● What is asked:
Determine the count of lines holding "with" and give that count alone.

● Data shown:
-=-=-=-=-

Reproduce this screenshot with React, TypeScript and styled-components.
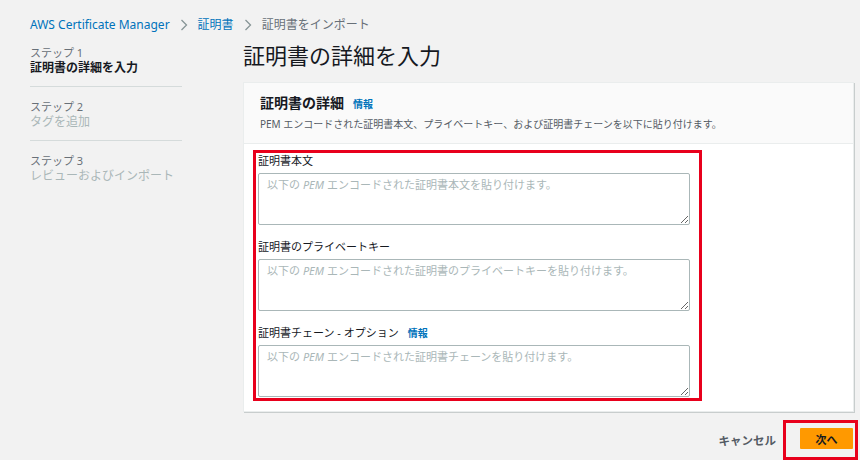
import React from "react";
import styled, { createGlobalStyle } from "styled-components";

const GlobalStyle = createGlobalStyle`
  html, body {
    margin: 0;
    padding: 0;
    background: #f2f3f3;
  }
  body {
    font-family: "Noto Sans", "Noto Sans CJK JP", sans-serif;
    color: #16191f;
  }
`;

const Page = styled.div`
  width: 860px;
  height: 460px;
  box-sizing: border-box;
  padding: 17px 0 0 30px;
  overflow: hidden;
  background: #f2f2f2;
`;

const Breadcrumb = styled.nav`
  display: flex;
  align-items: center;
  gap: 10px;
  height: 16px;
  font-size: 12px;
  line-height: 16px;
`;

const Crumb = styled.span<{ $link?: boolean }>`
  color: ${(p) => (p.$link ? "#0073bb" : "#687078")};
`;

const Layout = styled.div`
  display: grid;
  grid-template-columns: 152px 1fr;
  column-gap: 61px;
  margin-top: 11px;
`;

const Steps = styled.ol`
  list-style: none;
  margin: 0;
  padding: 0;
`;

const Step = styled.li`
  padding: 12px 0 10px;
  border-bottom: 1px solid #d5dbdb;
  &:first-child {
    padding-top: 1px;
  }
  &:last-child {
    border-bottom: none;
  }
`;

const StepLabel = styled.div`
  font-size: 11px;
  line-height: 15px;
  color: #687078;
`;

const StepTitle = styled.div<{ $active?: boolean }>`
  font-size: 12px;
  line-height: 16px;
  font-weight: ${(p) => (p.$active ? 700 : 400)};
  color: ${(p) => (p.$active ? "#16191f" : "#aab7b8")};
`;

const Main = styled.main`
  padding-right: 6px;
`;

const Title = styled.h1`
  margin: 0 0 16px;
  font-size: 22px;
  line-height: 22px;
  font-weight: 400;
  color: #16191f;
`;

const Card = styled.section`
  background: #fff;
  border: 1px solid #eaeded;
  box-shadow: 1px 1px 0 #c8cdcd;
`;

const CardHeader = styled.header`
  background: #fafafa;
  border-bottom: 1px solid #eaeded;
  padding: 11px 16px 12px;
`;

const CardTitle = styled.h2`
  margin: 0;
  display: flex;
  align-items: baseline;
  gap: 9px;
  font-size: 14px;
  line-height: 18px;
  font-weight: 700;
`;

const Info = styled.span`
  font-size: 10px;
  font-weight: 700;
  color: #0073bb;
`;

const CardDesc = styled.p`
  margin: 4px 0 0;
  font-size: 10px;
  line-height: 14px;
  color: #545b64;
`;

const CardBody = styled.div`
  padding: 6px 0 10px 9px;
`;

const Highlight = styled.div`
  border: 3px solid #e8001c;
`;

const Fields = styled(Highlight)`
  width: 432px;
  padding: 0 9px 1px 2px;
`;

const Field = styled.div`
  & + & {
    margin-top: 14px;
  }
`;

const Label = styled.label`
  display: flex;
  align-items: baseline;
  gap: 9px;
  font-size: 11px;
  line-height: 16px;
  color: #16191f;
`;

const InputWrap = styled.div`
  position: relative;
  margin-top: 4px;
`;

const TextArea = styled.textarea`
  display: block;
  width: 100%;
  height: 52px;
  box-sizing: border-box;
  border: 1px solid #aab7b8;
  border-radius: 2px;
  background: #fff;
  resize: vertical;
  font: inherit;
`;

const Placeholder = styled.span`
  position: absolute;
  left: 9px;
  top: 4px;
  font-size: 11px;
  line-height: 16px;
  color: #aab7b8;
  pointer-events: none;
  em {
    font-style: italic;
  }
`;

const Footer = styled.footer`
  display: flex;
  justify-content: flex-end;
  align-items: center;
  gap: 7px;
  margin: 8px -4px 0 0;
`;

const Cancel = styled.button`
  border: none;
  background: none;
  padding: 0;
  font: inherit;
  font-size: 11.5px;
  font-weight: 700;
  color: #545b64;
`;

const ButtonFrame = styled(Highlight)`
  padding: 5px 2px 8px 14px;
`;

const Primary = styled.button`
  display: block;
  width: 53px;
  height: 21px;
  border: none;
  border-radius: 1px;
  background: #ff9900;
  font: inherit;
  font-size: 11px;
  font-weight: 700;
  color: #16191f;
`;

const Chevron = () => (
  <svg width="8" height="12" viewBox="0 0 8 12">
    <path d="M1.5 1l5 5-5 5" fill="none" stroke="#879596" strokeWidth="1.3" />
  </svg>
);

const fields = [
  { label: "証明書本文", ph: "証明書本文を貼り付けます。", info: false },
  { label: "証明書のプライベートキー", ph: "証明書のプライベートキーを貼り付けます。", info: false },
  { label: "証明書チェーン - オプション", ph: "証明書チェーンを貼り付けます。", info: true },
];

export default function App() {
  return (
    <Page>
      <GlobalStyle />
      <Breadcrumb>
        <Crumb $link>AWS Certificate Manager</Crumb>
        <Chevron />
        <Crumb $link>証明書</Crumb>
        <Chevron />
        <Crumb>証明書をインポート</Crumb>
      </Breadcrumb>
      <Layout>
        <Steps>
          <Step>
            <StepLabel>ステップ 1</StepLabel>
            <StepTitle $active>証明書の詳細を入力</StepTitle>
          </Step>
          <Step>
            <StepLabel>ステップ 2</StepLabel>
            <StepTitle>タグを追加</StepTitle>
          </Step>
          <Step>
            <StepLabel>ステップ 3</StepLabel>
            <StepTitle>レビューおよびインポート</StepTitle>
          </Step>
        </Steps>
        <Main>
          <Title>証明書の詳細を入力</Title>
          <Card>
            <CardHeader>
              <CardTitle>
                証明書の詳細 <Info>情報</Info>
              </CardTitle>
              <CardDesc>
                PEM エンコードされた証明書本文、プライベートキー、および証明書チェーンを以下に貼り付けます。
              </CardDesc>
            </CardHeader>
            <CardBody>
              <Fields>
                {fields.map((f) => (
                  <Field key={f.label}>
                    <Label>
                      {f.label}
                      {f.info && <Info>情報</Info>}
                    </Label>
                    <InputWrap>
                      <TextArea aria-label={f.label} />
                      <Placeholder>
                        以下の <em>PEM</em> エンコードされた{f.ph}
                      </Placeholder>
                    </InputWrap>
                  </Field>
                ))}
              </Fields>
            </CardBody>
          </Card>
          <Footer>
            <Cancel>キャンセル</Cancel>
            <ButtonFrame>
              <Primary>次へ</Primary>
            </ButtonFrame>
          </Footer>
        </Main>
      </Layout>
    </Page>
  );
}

-=-=-=-=-

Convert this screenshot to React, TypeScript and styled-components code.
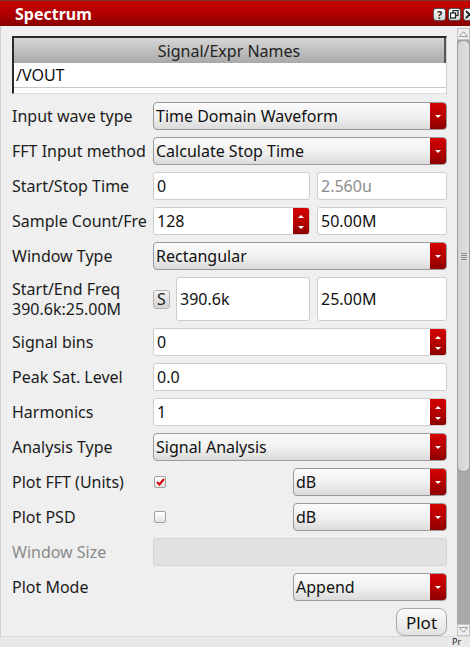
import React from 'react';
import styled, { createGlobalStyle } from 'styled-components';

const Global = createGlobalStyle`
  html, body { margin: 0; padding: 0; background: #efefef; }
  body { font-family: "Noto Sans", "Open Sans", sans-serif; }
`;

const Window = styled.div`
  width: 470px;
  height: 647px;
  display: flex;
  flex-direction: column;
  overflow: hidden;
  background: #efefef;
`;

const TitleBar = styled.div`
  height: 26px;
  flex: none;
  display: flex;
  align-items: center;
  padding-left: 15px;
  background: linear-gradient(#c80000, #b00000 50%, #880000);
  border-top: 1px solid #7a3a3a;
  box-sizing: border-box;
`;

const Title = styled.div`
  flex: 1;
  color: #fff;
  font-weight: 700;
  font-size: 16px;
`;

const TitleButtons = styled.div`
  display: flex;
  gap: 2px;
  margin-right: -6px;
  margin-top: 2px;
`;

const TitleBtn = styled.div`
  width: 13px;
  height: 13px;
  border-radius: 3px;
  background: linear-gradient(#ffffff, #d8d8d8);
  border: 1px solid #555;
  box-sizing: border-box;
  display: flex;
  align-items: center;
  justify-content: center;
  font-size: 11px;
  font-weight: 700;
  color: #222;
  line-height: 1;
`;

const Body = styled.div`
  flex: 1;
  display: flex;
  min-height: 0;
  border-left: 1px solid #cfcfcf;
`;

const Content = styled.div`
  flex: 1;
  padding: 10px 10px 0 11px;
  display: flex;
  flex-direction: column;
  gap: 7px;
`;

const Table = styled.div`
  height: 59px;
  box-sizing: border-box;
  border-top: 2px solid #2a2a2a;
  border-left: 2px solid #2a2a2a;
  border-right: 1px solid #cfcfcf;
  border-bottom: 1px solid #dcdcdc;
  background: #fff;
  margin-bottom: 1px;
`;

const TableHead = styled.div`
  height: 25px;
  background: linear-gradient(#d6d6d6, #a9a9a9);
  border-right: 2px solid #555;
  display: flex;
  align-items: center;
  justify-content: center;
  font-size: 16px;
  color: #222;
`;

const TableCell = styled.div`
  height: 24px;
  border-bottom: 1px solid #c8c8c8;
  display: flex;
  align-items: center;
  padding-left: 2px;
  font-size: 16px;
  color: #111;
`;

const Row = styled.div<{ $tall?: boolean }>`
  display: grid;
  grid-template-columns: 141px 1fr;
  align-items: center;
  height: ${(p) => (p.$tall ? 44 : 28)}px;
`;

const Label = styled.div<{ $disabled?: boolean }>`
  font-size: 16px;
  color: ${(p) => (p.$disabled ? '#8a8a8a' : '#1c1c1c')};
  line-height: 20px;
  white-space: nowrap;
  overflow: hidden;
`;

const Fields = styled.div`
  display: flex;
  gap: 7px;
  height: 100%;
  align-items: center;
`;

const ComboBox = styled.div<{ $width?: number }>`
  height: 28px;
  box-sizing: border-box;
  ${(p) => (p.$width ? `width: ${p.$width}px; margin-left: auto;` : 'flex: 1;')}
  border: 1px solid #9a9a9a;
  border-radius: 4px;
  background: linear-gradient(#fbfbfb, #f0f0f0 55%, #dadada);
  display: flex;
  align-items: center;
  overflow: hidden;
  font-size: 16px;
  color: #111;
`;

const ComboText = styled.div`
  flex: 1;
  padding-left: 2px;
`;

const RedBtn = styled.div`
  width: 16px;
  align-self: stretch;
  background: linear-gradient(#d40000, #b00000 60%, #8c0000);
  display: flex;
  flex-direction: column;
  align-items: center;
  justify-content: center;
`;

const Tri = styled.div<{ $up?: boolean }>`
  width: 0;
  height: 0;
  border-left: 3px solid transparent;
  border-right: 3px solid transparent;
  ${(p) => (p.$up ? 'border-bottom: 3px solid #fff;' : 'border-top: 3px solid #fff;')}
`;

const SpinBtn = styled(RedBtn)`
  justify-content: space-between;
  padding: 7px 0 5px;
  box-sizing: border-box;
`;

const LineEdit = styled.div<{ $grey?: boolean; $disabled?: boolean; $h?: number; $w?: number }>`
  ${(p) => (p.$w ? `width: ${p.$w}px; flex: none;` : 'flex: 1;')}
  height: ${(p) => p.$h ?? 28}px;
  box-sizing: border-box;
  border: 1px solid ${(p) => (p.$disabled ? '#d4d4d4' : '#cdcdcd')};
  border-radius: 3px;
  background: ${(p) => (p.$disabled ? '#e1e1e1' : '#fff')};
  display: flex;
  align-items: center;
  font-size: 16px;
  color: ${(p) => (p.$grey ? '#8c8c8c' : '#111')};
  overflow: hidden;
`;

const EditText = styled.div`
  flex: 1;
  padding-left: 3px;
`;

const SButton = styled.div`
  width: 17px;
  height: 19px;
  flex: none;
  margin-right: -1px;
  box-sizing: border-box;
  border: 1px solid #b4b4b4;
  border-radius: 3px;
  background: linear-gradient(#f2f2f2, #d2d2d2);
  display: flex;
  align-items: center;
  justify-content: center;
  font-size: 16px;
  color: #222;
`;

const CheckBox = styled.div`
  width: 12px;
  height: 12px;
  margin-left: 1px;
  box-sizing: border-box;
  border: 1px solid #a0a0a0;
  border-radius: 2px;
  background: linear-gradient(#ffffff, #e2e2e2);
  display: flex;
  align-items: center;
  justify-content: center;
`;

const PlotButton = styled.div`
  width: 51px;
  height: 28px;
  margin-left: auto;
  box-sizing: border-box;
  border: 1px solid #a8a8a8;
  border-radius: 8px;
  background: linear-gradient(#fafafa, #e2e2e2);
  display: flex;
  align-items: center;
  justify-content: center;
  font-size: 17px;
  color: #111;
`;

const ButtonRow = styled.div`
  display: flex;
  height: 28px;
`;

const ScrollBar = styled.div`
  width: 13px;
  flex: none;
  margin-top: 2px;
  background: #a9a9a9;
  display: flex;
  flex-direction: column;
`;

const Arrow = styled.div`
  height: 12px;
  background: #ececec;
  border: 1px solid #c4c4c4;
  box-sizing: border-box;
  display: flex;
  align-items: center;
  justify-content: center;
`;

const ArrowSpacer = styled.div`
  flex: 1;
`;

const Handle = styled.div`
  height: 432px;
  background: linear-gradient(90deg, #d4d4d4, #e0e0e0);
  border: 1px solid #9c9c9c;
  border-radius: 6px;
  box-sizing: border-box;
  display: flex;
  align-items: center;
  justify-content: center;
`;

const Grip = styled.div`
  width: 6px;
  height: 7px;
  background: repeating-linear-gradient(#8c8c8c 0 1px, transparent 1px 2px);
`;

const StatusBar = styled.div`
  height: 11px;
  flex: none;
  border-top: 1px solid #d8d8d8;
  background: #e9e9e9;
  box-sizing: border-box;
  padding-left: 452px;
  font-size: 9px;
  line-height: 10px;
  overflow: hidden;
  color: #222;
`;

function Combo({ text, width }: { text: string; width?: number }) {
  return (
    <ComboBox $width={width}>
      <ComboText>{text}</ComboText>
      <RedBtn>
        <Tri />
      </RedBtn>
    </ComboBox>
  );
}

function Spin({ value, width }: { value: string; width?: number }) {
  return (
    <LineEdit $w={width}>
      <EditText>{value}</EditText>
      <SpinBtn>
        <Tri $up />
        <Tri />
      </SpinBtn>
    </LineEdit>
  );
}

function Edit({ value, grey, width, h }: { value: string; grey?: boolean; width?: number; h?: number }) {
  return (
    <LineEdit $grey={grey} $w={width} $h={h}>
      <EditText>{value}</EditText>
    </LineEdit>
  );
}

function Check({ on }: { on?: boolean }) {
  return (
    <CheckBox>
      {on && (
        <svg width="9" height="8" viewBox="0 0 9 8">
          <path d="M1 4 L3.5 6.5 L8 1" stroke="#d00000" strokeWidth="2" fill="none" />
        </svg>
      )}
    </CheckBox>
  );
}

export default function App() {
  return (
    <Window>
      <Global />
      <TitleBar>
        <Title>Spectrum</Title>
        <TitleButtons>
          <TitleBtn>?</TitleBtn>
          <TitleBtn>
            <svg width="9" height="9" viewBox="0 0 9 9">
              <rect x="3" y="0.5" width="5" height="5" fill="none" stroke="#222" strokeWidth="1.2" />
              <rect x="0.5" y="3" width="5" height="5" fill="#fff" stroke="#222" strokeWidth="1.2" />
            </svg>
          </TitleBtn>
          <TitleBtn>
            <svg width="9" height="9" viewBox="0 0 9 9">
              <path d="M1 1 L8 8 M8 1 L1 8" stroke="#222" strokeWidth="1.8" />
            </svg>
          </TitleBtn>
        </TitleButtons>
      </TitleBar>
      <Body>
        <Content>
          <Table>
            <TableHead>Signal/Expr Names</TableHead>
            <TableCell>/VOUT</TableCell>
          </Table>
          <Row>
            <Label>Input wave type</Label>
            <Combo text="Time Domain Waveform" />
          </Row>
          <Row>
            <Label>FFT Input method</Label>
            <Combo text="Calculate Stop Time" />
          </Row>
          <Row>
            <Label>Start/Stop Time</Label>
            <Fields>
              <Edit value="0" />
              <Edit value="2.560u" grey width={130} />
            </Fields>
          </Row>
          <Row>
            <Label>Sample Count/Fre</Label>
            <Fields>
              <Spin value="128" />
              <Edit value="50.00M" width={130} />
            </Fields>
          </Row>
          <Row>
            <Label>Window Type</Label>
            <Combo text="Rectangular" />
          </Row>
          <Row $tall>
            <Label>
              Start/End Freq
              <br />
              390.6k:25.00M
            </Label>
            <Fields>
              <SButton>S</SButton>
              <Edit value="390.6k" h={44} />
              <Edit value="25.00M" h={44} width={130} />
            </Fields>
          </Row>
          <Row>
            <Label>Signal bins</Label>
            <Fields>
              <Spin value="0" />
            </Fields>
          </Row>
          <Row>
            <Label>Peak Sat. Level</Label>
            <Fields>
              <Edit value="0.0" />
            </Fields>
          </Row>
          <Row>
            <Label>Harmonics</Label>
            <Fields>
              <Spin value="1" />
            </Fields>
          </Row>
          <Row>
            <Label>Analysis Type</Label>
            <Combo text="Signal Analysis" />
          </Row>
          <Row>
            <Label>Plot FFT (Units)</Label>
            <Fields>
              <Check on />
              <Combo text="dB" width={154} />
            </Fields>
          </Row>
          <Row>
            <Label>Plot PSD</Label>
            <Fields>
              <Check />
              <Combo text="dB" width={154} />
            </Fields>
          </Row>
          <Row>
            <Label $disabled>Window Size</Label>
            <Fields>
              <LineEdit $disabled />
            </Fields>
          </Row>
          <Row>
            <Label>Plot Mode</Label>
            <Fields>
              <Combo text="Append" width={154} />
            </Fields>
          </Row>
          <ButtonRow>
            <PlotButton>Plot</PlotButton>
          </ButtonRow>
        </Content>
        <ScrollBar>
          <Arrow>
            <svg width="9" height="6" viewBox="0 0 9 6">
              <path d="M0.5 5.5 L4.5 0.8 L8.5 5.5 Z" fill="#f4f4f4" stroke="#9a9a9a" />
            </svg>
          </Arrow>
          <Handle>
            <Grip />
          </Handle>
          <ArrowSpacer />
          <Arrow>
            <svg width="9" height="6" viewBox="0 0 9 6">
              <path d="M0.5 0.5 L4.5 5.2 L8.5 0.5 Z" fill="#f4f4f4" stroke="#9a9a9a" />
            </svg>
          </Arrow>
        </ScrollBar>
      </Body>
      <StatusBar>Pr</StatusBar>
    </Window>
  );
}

-=-=-=-=-

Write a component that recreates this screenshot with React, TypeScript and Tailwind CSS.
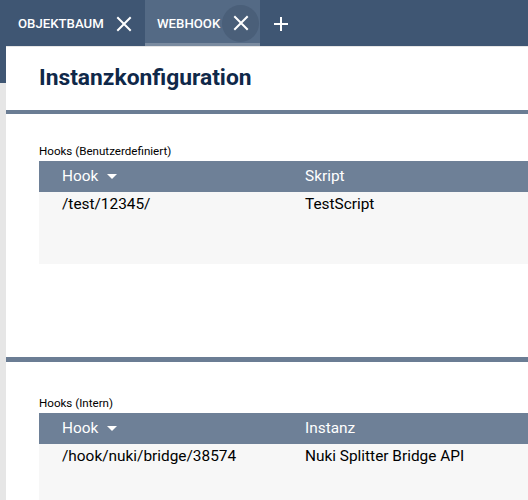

-=-=-=-=-

● Response for this exercise:
2